Mr. Chávez’s catalog includes six symphonies. The second, the Sinfonía India, uses native Yaqui instruments and North Mexican melodies and is one of Mr. Chávez’s best-known pieces; it led Copland and other prominent American supporters to identify Mr. Chávez as a quintessentially “Mexican composer.”

The opening-night program, on Friday, featured two other pieces by Mr. Chávez that contain direct references to pre-Columbian and indigenous culture. In “Xochipilli: An Imagined Aztec Music,” written to coincide with an exhibition at the Museum of Modern Art in 1940 called “Twenty Centuries of Mexican Art,” wind and percussion instruments replicate the sound of Aztec instruments like the conch shell. Mr. Chávez’s “H.P. Danse des Hommes et des Machines,” a chaotic reimagining of folk tunes, was later adapted for a ballet featuring sets and costumes by Diego Rivera. But there was nothing particularly “nationalist” about many other of Mr. Chávez’s works featured during the five weekend concerts, including a performance of the String Quartet No. 3, whose driving, acerbic outer movements and mournful slow movement were vividly rendered on Friday by the Daedalus Quartet.

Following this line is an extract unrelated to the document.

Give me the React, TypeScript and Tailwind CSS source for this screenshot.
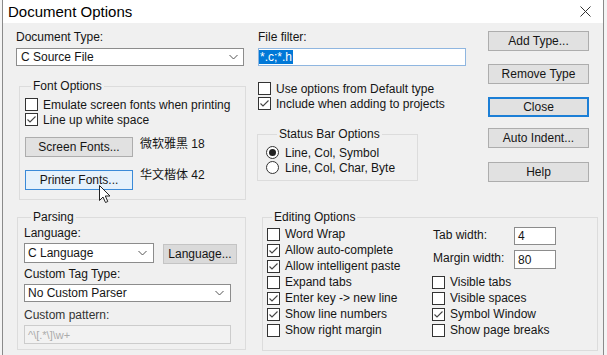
import React from "react";

const font = "font-['Liberation_Sans','Noto_Sans_CJK_SC',sans-serif]";

const CheckBox = ({ checked = false }: { checked?: boolean }) => (
  <span className="w-[13px] h-[13px] shrink-0 bg-white border border-[#333] flex items-center justify-center">
    {checked && (
      <svg width="11" height="11" viewBox="0 0 11 11">
        <polyline points="1.5,5.5 4,8 9.5,2.5" fill="none" stroke="#444" strokeWidth="1.1" />
      </svg>
    )}
  </span>
);

const Radio = ({ checked = false }: { checked?: boolean }) => (
  <span className="w-[13px] h-[13px] shrink-0 rounded-full bg-white border border-[#333] flex items-center justify-center">
    {checked && <span className="w-[7px] h-[7px] rounded-full bg-[#222]" />}
  </span>
);

const Chevron = () => (
  <svg width="9" height="6" viewBox="0 0 9 6">
    <polyline points="0.5,1 4.5,5 8.5,1" fill="none" stroke="#555" strokeWidth="1" />
  </svg>
);

const Btn = ({
  children,
  className = "",
}: {
  children: React.ReactNode;
  className?: string;
}) => (
  <div
    className={`h-[20px] flex items-center justify-center border text-[12px] leading-[14px] ${
      className || "bg-[#e1e1e1] border-[#adadad]"
    }`}
  >
    {children}
  </div>
);

const CheckRow = ({
  label,
  checked,
  h = "h-[15px]",
}: {
  label: string;
  checked?: boolean;
  h?: string;
}) => (
  <div className={`flex items-center gap-[5px] ${h}`}>
    <CheckBox checked={checked} />
    <span className="whitespace-nowrap">{label}</span>
  </div>
);

export default function App() {
  return (
    <div className={`w-[607px] h-[355px] overflow-hidden bg-[#f4f4f4] text-[12px] leading-[14px] text-[#151515] ${font}`}>
      <div className="relative ml-[2px] w-[602px] h-[355px] bg-[#f0f0f0] border-x border-[#8a8a8a]">
        {/* title bar */}
        <div className="h-[23px] bg-white flex items-center justify-between pl-[5px] pr-[12px]">
          <span className="text-[15px] leading-[18px] text-black">Document Options</span>
          <svg width="11" height="11" viewBox="0 0 11 11">
            <path d="M0.5 0.5 L10.5 10.5 M10.5 0.5 L0.5 10.5" stroke="#333" strokeWidth="1" />
          </svg>
        </div>

        {/* top row */}
        <div className="flex h-[187px] pl-[13px]">
          {/* left column */}
          <div className="w-[230px] pt-[7px]">
            <div>Document Type:</div>
            <div className="mt-[4px] w-[228px] h-[18px] bg-white border border-[#8c8c8c] flex items-center justify-between pl-[4px] pr-[5px]">
              <span>C Source File</span>
              <Chevron />
            </div>
            <fieldset className="mt-[13px] ml-[3px] w-[227px] h-[121px] border border-[#dcdcdc] pl-[5px]">
              <legend className="ml-[6px] px-[2px] leading-[14px]">Font Options</legend>
              <div className="pt-[4px]">
                <CheckRow label="Emulate screen fonts when printing" />
                <CheckRow label="Line up white space" checked />
              </div>
              <div className="mt-[10px] flex items-center gap-[7px]">
                <Btn className="w-[108px] bg-[#e1e1e1] border-[#adadad]">Screen Fonts...</Btn>
                <span className="pb-[6px]">微软雅黑 18</span>
              </div>
              <div className="mt-[11px] flex items-center gap-[7px]">
                <Btn className="w-[108px] bg-[#e5f1fb] border-[#3a8ad8]">Printer Fonts...</Btn>
                <span className="pb-[9px]">华文楷体 42</span>
              </div>
            </fieldset>
          </div>

          {/* middle column */}
          <div className="ml-[12px] w-[208px] pt-[7px]">
            <div>File filter:</div>
            <div className="mt-[4px] h-[18px] bg-white border border-[#8fb6e0] flex items-center">
              <span className="bg-[#0078d7] text-white px-[1px]">*.c;*.h</span>
            </div>
            <div className="mt-[15px]">
              <CheckRow label="Use options from Default type" />
              <CheckRow label="Include when adding to projects" checked />
            </div>
            <fieldset className="mt-[16px] -ml-[1px] w-[161px] h-[54px] border border-[#dcdcdc] pl-[8px]">
              <legend className="ml-[11px] px-[2px] leading-[14px]">Status Bar Options</legend>
              <div className="pt-[4px]">
                <div className="flex items-center gap-[6px] h-[15px]">
                  <Radio checked />
                  <span>Line, Col, Symbol</span>
                </div>
                <div className="flex items-center gap-[6px] h-[15px]">
                  <Radio />
                  <span>Line, Col, Char, Byte</span>
                </div>
              </div>
            </fieldset>
          </div>

          {/* buttons */}
          <div className="ml-[22px] w-[101px] pt-[8px] flex flex-col">
            <Btn>Add Type...</Btn>
            <Btn className="mt-[13px] bg-[#e1e1e1] border-[#adadad]">Remove Type</Btn>
            <Btn className="mt-[13px] bg-[#e1e1e1] border-2 border-[#1c7fd6]">Close</Btn>
            <Btn className="mt-[11px] bg-[#e1e1e1] border-[#adadad]">Auto Indent...</Btn>
            <Btn className="mt-[14px] bg-[#e1e1e1] border-[#adadad]">Help</Btn>
          </div>
        </div>

        {/* bottom row */}
        <div className="flex pl-[14px]">
          <fieldset className="w-[229px] h-[140px] border border-[#dcdcdc] pl-[6px]">
            <legend className="ml-[7px] px-[2px] leading-[14px]">Parsing</legend>
            <div className="pt-[2px]">Language:</div>
            <div className="mt-[3px] flex items-start">
              <div className="w-[130px] h-[20px] bg-white border border-[#8c8c8c] flex items-center justify-between pl-[3px] pr-[6px]">
                <span>C Language</span>
                <Chevron />
              </div>
              <Btn className="ml-[9px] mt-[1px] w-[74px] bg-[#dadada] border-[#c4c4c4]">Language...</Btn>
            </div>
            <div className="mt-[3px]">Custom Tag Type:</div>
            <div className="mt-[3px] w-[207px] h-[18px] bg-white border border-[#8c8c8c] flex items-center justify-between pl-[3px] pr-[6px]">
              <span>No Custom Parser</span>
              <Chevron />
            </div>
            <div className="mt-[6px] text-[#333]">Custom pattern:</div>
            <div className="mt-[3px] w-[207px] h-[19px] bg-[#f2f2f2] border border-[#cccccc] flex items-center pl-[3px] text-[#ababab] text-[11px]">
              {"^\\[.*\\]\\w+"}
            </div>
          </fieldset>

          <fieldset className="ml-[16px] w-[336px] h-[141px] border border-[#dcdcdc] pl-[4px]">
            <legend className="ml-[5px] px-[2px] leading-[14px]">Editing Options</legend>
            <div className="flex pt-[2px]">
              <div className="w-[165px] flex flex-col">
                <CheckRow h="h-[16px]" label="Word Wrap" />
                <CheckRow h="h-[16px]" label="Allow auto-complete" checked />
                <CheckRow h="h-[16px]" label="Allow intelligent paste" checked />
                <CheckRow h="h-[16px]" label="Expand tabs" />
                <CheckRow h="h-[16px]" label="Enter key -> new line" checked />
                <CheckRow h="h-[16px]" label="Show line numbers" checked />
                <CheckRow h="h-[16px]" label="Show right margin" />
              </div>
              <div className="flex flex-col">
                <div className="flex h-[18px] mt-[1px]">
                  <span className="w-[82px] pl-[1px] pt-[1px]">Tab width:</span>
                  <div className="w-[42px] h-[18px] bg-white border border-[#8c8c8c] flex items-center pl-[3px]">4</div>
                </div>
                <div className="flex h-[19px] mt-[5px]">
                  <span className="w-[82px] pl-[1px] pt-[1px]">Margin width:</span>
                  <div className="w-[42px] h-[19px] bg-white border border-[#8c8c8c] flex items-center pl-[3px]">80</div>
                </div>
                <div className="mt-[5px]">
                  <CheckRow h="h-[16px]" label="Visible tabs" />
                  <CheckRow h="h-[16px]" label="Visible spaces" />
                  <CheckRow h="h-[16px]" label="Symbol Window" checked />
                  <CheckRow h="h-[16px]" label="Show page breaks" />
                </div>
              </div>
            </div>
          </fieldset>
        </div>

        {/* mouse pointer over Printer Fonts */}
        <svg className="absolute left-[96px] top-[185px]" width="13" height="20" viewBox="0 0 13 20">
          <path d="M0.5 0.5 L0.5 15.5 L4 12 L6.5 17.5 L8.8 16.5 L6.3 11 L11 11 Z" fill="white" stroke="#222" strokeWidth="1" />
        </svg>
      </div>
    </div>
  );
}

The festival seeks to spotlight a composer in the context of contemporaries and predecessors. On Friday the lineup included pieces by Silvestre Revueltas, Mr. Chávez’s colleague and fellow modernist, as well as a French-influenced work by Ricardo Castro (1864-1907), Manuel Ponce’s Concierto del Sur for guitar, and a one-movement piece by Julián Carrillo (1875-1965), who developed theories about microtonal music. (Mr. Botstein warned the audience about the alternate tunings, to avoid listeners thinking that the musicians simply couldn’t play in tune.) The program on Saturday sandwiched Mr. Chávez’s Piano Concerto between his “Sinfonía de Antígona,” Revueltas’s concert suite of music for the film “Redes” (about repression and injustice in a Mexican village), and Honegger’s Symphony No. 3 “Liturgique.”

There are invariably delightful surprises among the densely packed programs at Bard; I particularly enjoyed some of Mr. Chávez’s short works for solo piano, brilliantly rendered by Orion Weiss. Two excerpts from Mr. Chávez’s Ten Preludes (1937) provided a jolt of color, an enigmatic Andantino espressivo and a virtuosic, harmonically edgy Allegro. There were alluring moments in his Suite for Double Quartet, with the oboe melodies beautifully rendered by Alexandra Knoll.

One program was devoted to the Parisian influence on Mr. Chávez’s music. The French composer Paul Dukas encouraged him to use Manuel de Falla’s “Siete Canciones Populares Españolas” as a model for how to incorporate Mexican traditional and popular music into his works. The program, with works by Ravel, Dukas, Stravinsky, Poulenc, Ponce, Milhaud and a vibrant, harmonically astringent quartet by the little known José Rolón (played with panache by the Amphion String Quartet), also included arrangements Mr. Chávez made of short pieces by de Falla and Debussy.

A program on Sunday, “Mexico and the 10-Year Mexican Revolution,” explored the impact of popular song on art music. According to Ponce, Mexican composers had a duty to “ennoble the music of their own country, clothing it in polyphony while lovingly preserving popular melody, which is the expression of the national soul.”

Mr. Chávez wove the tunes of folk songs like “La Cucaracha” through a modernist idiom in a work for solo piano, and altered a traditional song chromatically in his Sonatina for Violin and Piano. His “Cuatro Melodías Tradicionales Indias del Ecuador” was beautifully sung by the soprano Cecilia Violetta López, whose bright, expressive voice made a strong impression in several works, including de Falla’s “El Retablo de Maese Pedro.” The resetting of part of Don Quixote de la Mancha’s story concluded the final program in a charming production featuring puppets and witty visuals designed by Doug Fitch.